((

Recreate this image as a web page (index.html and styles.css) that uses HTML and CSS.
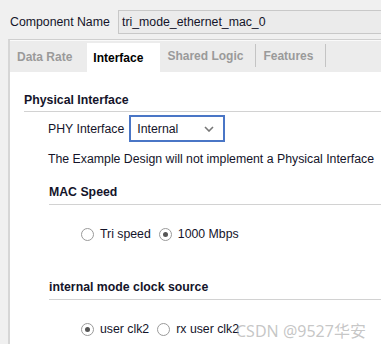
FILE: index.html
```html
<!DOCTYPE html>
<html lang="en">
  <head>
    <meta charset="utf-8">
    <title>Customize IP</title>
    <link rel="stylesheet" href="styles.css">
  </head>
  <body>
    <div class="name-row">
      <span class="name-label">Component Name</span>
      <div class="name-input">tri_mode_ethernet_mac_0</div>
    </div>

    <div class="panel">
      <div class="tabs">
        <div class="tab">Data Rate</div>
        <div class="tab active">Interface</div>
        <div class="tab sep">Shared Logic</div>
        <div class="tab sep">Features</div>
      </div>

      <div class="page">
        <h2 class="group">Physical Interface</h2>
        <div class="field">
          <span>PHY Interface</span>
          <div class="select">
            <span>Internal</span>
            <svg width="10" height="6" viewBox="0 0 10 6"><path d="M1 1 L5 5 L9 1" fill="none" stroke="#777" stroke-width="1.6"/></svg>
          </div>
        </div>
        <p class="note">The Example Design will not implement a Physical Interface</p>

        <div class="sub speed">
          <h3 class="group">MAC Speed</h3>
          <div class="radios">
            <label class="opt"><span class="radio"></span>Tri speed</label>
            <label class="opt"><span class="radio on"></span>1000 Mbps</label>
          </div>
        </div>

        <div class="sub clock">
          <h3 class="group">internal mode clock source</h3>
          <div class="radios">
            <label class="opt"><span class="radio on"></span>user clk2</label>
            <label class="opt"><span class="radio"></span>rx user clk2</label>
          </div>
        </div>
      </div>
    </div>
    <div class="mark">CSDN @9527华安</div>
  </body>
</html>
```

FILE: styles.css
```css
html, body {
  margin: 0;
  padding: 0;
}
body {
  background: #f0f0f0;
  font-family: "Liberation Sans", Arial, sans-serif;
  font-size: 12.3px;
  color: #14142a;
  width: 381px;
  height: 344px;
  overflow: hidden;
  position: relative;
}
.name-row {
  display: flex;
  align-items: center;
  padding: 10px 0 0 10px;
  height: 24px;
}
.name-label {
  width: 108px;
}
.name-input {
  flex: 1;
  height: 22px;
  line-height: 22px;
  padding-left: 3px;
  background: #ebebeb;
  border: 1px solid #c8c8c8;
  border-right: none;
}
.panel {
  margin: 5px 0 0 8px;
  border-top: 1px solid #cfcfcf;
  border-left: 2px solid #d6d6d6;
  background: #fff;
  height: 310px;
}
.tabs {
  display: flex;
  height: 31px;
  background: #ececec;
  border-top: 1px solid #fafafa;
}
.tab {
  display: flex;
  align-items: center;
  padding: 0 15px 0 7px;
  font-size: 12px;
  font-weight: bold;
  color: #9a9a9a;
}
.tab.active {
  background: #fff;
  color: #000;
  padding: 0 17px 0 6px;
  margin-top: 2px;
}
.tab.sep {
  padding-right: 12px;
  border-right: 1px solid #c4c4c4;
  margin: 3px 0 5px;
}
.page {
  padding: 21px 0 0 14px;
}
.group {
  margin: 0;
  font-size: 12.3px;
  font-weight: bold;
  padding-bottom: 4px;
  border-bottom: 1px solid #d2d2d2;
}
.field {
  display: flex;
  align-items: center;
  gap: 5px;
  margin: 3px 0 0 24px;
}
.select {
  display: flex;
  align-items: center;
  justify-content: space-between;
  width: 77px;
  height: 23px;
  padding: 0 9px 0 6px;
  border: 2px solid #4a76c6;
  background: #fff;
}
.note {
  margin: 10px 0 0 24px;
}
.sub {
  margin: 19px 0 0 25px;
}
.sub.clock {
  margin-top: 39px;
}
.sub h3 {
  padding-bottom: 5px;
}
.radios {
  display: flex;
  align-items: center;
  gap: 8px;
  margin: 22px 0 0 32px;
}
.opt {
  display: flex;
  align-items: center;
  gap: 6px;
}
.radio {
  width: 11px;
  height: 11px;
  border: 1px solid #9a9a9a;
  border-radius: 50%;
  background: #fff;
  position: relative;
}
.radio.on::after {
  content: "";
  position: absolute;
  left: 3px;
  top: 3px;
  width: 5px;
  height: 5px;
  border-radius: 50%;
  background: #555;
}
.mark {
  position: absolute;
  left: 236px;
  top: 318px;
  font-family: "Noto Sans", "Noto Sans CJK SC", sans-serif;
  font-size: 16px;
  color: rgba(150, 150, 150, 0.55);
}
```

))

Quote the material exactly. Pictures stay out.

Recreate this image as a web page (index.html and styles.css) that uses HTML and CSS.
FILE: index.html
```html
<!DOCTYPE html>
<html lang="en">
  <head>
    <meta charset="utf-8">
    <title>Customize IP</title>
    <link rel="stylesheet" href="styles.css">
  </head>
  <body>
    <div class="name-row">
      <span class="name-label">Component Name</span>
      <div class="name-input">tri_mode_ethernet_mac_0</div>
    </div>

    <div class="panel">
      <div class="tabs">
        <div class="tab">Data Rate</div>
        <div class="tab active">Interface</div>
        <div class="tab sep">Shared Logic</div>
        <div class="tab sep">Features</div>
      </div>

      <div class="page">
        <h2 class="group">Physical Interface</h2>
        <div class="field">
          <span>PHY Interface</span>
          <div class="select">
            <span>Internal</span>
            <svg width="10" height="6" viewBox="0 0 10 6"><path d="M1 1 L5 5 L9 1" fill="none" stroke="#777" stroke-width="1.6"/></svg>
          </div>
        </div>
        <p class="note">The Example Design will not implement a Physical Interface</p>

        <div class="sub speed">
          <h3 class="group">MAC Speed</h3>
          <div class="radios">
            <label class="opt"><span class="radio"></span>Tri speed</label>
            <label class="opt"><span class="radio on"></span>1000 Mbps</label>
          </div>
        </div>

        <div class="sub clock">
          <h3 class="group">internal mode clock source</h3>
          <div class="radios">
            <label class="opt"><span class="radio on"></span>user clk2</label>
            <label class="opt"><span class="radio"></span>rx user clk2</label>
          </div>
        </div>
      </div>
    </div>
    <div class="mark">CSDN @9527华安</div>
  </body>
</html>
```

FILE: styles.css
```css
html, body {
  margin: 0;
  padding: 0;
}
body {
  background: #f0f0f0;
  font-family: "Liberation Sans", Arial, sans-serif;
  font-size: 12.3px;
  color: #14142a;
  width: 381px;
  height: 344px;
  overflow: hidden;
  position: relative;
}
.name-row {
  display: flex;
  align-items: center;
  padding: 10px 0 0 10px;
  height: 24px;
}
.name-label {
  width: 108px;
}
.name-input {
  flex: 1;
  height: 22px;
  line-height: 22px;
  padding-left: 3px;
  background: #ebebeb;
  border: 1px solid #c8c8c8;
  border-right: none;
}
.panel {
  margin: 5px 0 0 8px;
  border-top: 1px solid #cfcfcf;
  border-left: 2px solid #d6d6d6;
  background: #fff;
  height: 310px;
}
.tabs {
  display: flex;
  height: 31px;
  background: #ececec;
  border-top: 1px solid #fafafa;
}
.tab {
  display: flex;
  align-items: center;
  padding: 0 15px 0 7px;
  font-size: 12px;
  font-weight: bold;
  color: #9a9a9a;
}
.tab.active {
  background: #fff;
  color: #000;
  padding: 0 17px 0 6px;
  margin-top: 2px;
}
.tab.sep {
  padding-right: 12px;
  border-right: 1px solid #c4c4c4;
  margin: 3px 0 5px;
}
.page {
  padding: 21px 0 0 14px;
}
.group {
  margin: 0;
  font-size: 12.3px;
  font-weight: bold;
  padding-bottom: 4px;
  border-bottom: 1px solid #d2d2d2;
}
.field {
  display: flex;
  align-items: center;
  gap: 5px;
  margin: 3px 0 0 24px;
}
.select {
  display: flex;
  align-items: center;
  justify-content: space-between;
  width: 77px;
  height: 23px;
  padding: 0 9px 0 6px;
  border: 2px solid #4a76c6;
  background: #fff;
}
.note {
  margin: 10px 0 0 24px;
}
.sub {
  margin: 19px 0 0 25px;
}
.sub.clock {
  margin-top: 39px;
}
.sub h3 {
  padding-bottom: 5px;
}
.radios {
  display: flex;
  align-items: center;
  gap: 8px;
  margin: 22px 0 0 32px;
}
.opt {
  display: flex;
  align-items: center;
  gap: 6px;
}
.radio {
  width: 11px;
  height: 11px;
  border: 1px solid #9a9a9a;
  border-radius: 50%;
  background: #fff;
  position: relative;
}
.radio.on::after {
  content: "";
  position: absolute;
  left: 3px;
  top: 3px;
  width: 5px;
  height: 5px;
  border-radius: 50%;
  background: #555;
}
.mark {
  position: absolute;
  left: 236px;
  top: 318px;
  font-family: "Noto Sans", "Noto Sans CJK SC", sans-serif;
  font-size: 16px;
  color: rgba(150, 150, 150, 0.55);
}
```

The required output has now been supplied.